Figure 5: Experience-conditioned distillation—token-level teacher guidance, opposing or supporting student decisions based on extracted bundles.
Self-evolution dynamics empirically confirm progressive reward improvement and policy convergence under VED; reward curves steadily rise, while SDL loss decreases as agent internalizes visual strategy and orchestration skills.
Figure 6: Training progression—reward and SDL loss trends indicate stable policy improvement and experience absorption.
Experimental Results and Empirical Analysis
Experiments span GenEvolve-Bench and the external WISE benchmark, testing both generator-native and agentic baselines with open and strong downstream generators (Qwen-Image-Edit, Nano Banana Pro). GenEvolve achieves substantial gains:
On the external WISE benchmark, GenEvolve achieves a WiScore of 0.82, outperforming all evaluated baselines, especially in chemistry (0.83) and biology (0.83)—categories where tool-orchestrated evidence acquisition confers maximal benefit.
Ablation studies confirm the necessity of each stage: base workflow, SFT cold start, scalar-reward GRPO, and VED all contribute, with token-level distillation providing complementary improvements over trajectory-level rewards. Failure mode analysis reveals that subtle search query errors, missed skill activation, and vague prompt construction propagate into severe generation failures. VED systematically extracts and distills actionable corrections—e.g., search query decomposition, skill routing, explicit spatial anchoring, and reference-role assignment.
Figure 8: Visual comparative benchmark cases—orange shows external knowledge requirements, blue marks internal skill constraints. GenEvolve enhances generation quality by enforcing agentic orchestration.
Practical and Theoretical Implications
GenEvolve demonstrates that image generation is not reducible to prompt rewriting or black-box generator invocation. The trajectory-level compositional agentic process is essential in addressing multimodal reasoning, factual grounding, reference utilization, and visible quality control. Practically, GenEvolve-style frameworks can serve as a general backbone for open-ended multimodal agents, supporting compositional skills, evidence integration, and generator-transferable orchestration. The use of structured visual experience as teacher-only privileged signal opens new directions in fine-grained self-distillation for both visual and multimodal agent policies.
Theoretically, the token-level sampled-KL importance-weighted objective in VED aligns with emerging paradigms in on-policy context distillation, skill-based agent learning, and group-relative policy optimization. Agentic trajectory learning expands the RLHF-style optimization scope, establishing dense credit assignment and actionable correction at the decision-token level.

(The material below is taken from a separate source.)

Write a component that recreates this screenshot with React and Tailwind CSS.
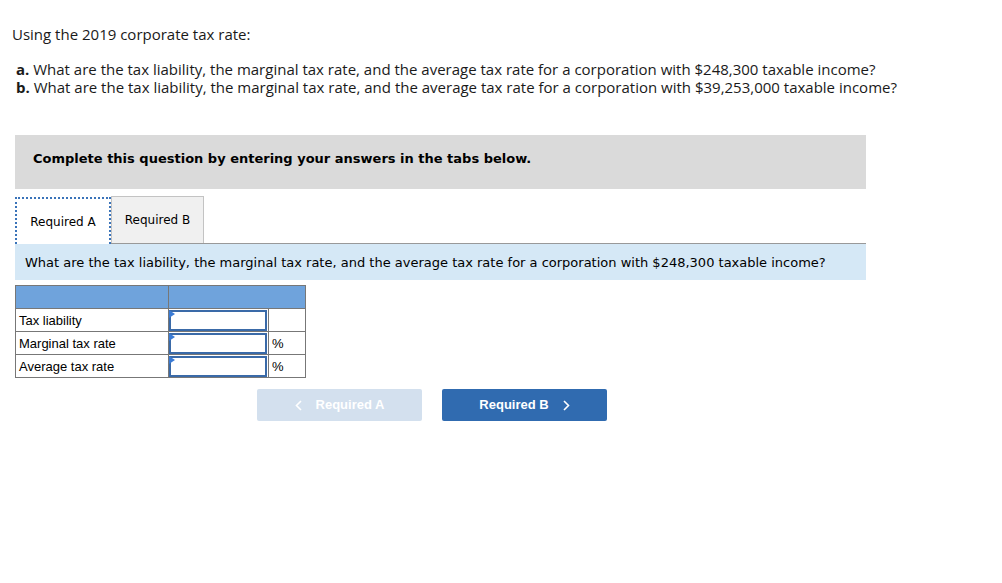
export default function App() {
  const rows = [
    { label: "Tax liability", unit: "" },
    { label: "Marginal tax rate", unit: "%" },
    { label: "Average tax rate", unit: "%" },
  ];

  return (
    <div className="bg-white w-[1002px] h-[583px] text-[#1a1a1a]">
      <div className="px-3 pt-[24px] font-['Open_Sans',sans-serif]">
        {/* Question */}
        <p className="text-[15px] leading-[20px]">Using the 2019 corporate tax rate:</p>
        <div className="mt-[16px] pl-[4px] text-[15px] leading-[18px]">
          <p>
            <b>a.</b> What are the tax liability, the marginal tax rate, and the average tax rate for a corporation with $248,300 taxable income?
          </p>
          <p>
            <b>b.</b> What are the tax liability, the marginal tax rate, and the average tax rate for a corporation with $39,253,000 taxable income?
          </p>
        </div>
      </div>

      <div className="ml-[15px] w-[851px] mt-[39px] font-['DejaVu_Sans',Verdana,sans-serif]">
        {/* Instructions */}
        <div className="bg-[#dadada] h-[54px] pt-[11px] pl-[18px]">
          <span className="text-[13px] font-bold text-black">
            Complete this question by entering your answers in the tabs below.
          </span>
        </div>

        {/* Tabs */}
        <div className="mt-[7px] flex items-end border-b border-[#999999]">
          <div className="w-[96px] h-[47px] flex items-center justify-center bg-white border-2 border-dotted border-[#3a73b9] border-b-0 -mb-px text-[12px] text-black">
            Required A
          </div>
          <div className="w-[93px] h-[47px] flex items-center justify-center bg-[#f0f0f0] border border-[#c3c3c3] border-b-0 text-[12px] text-black">
            Required B
          </div>
        </div>
        <div className="bg-[#d5e8f6] h-[36px] flex items-center pl-[10px] pt-[2px] text-[13px] text-black">
          What are the tax liability, the marginal tax rate, and the average tax rate for a corporation with $248,300 taxable income?
        </div>

        {/* Answer table */}
        <table className="mt-[5px] border-collapse font-['Liberation_Sans',Arial,sans-serif] text-[13px] text-black">
          <thead>
            <tr className="h-[23px] bg-[#6fa3dc]">
              <th className="w-[153px] border border-[#777777]"></th>
              <th colSpan={2} className="border border-[#777777]"></th>
            </tr>
          </thead>
          <tbody>
            {rows.map((r) => (
              <tr key={r.label} className="h-[23px]">
                <td className="w-[153px] border border-[#777777] pl-[3px] leading-[21px]">{r.label}</td>
                <td className="w-[100px] border border-[#777777] p-0">
                  <div className="relative h-[21px] mr-px border-2 border-[#3a6aa8]">
                    <span className="absolute -left-[2px] -top-[2px] w-0 h-0 border-y-[4px] border-y-transparent border-l-[6px] border-l-[#3a7bd5]"></span>
                  </div>
                </td>
                <td className="w-[37px] border border-[#777777] pl-[3px] leading-[21px]">{r.unit}</td>
              </tr>
            ))}
          </tbody>
        </table>

        {/* Nav buttons */}
        <div className="mt-[11px] ml-[242px] flex gap-[20px] font-['Liberation_Sans',Arial,sans-serif] text-[13px] font-bold text-white">
          <div className="w-[165px] h-[32px] rounded-[2px] bg-[#d3e0ee] flex items-center justify-center gap-[14px]">
            <svg width="7" height="11" viewBox="0 0 7 11" fill="none" stroke="white" strokeWidth="1.6">
              <path d="M6 1 L1.5 5.5 L6 10" />
            </svg>
            <span>Required A</span>
          </div>
          <div className="w-[165px] h-[32px] rounded-[2px] bg-[#306bb0] flex items-center justify-center gap-[14px]">
            <span>Required B</span>
            <svg width="7" height="11" viewBox="0 0 7 11" fill="none" stroke="white" strokeWidth="1.6">
              <path d="M1 1 L5.5 5.5 L1 10" />
            </svg>
          </div>
        </div>
      </div>
    </div>
  );
}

Future research may focus on scaling bundle extraction, integrating more sophisticated VLM judges, expanding skill grammars, optimizing cross-generator transfer, and benchmarking compositional agent policies in broader multimodal reasoning and task planning domains.
Conclusion
GenEvolve advances image generation by combining tool orchestration, skill-activated agentic reasoning, and Visual Experience Distillation. Experimental results substantiate improved generation quality, robust orchestration transfer, and actionable failure correction across challenging open-ended requests. The framework validates trajectory-based optimization for multimodal agent policies, establishing a foundation for future compositional agents in visual and general multimodal domains (2605.21605).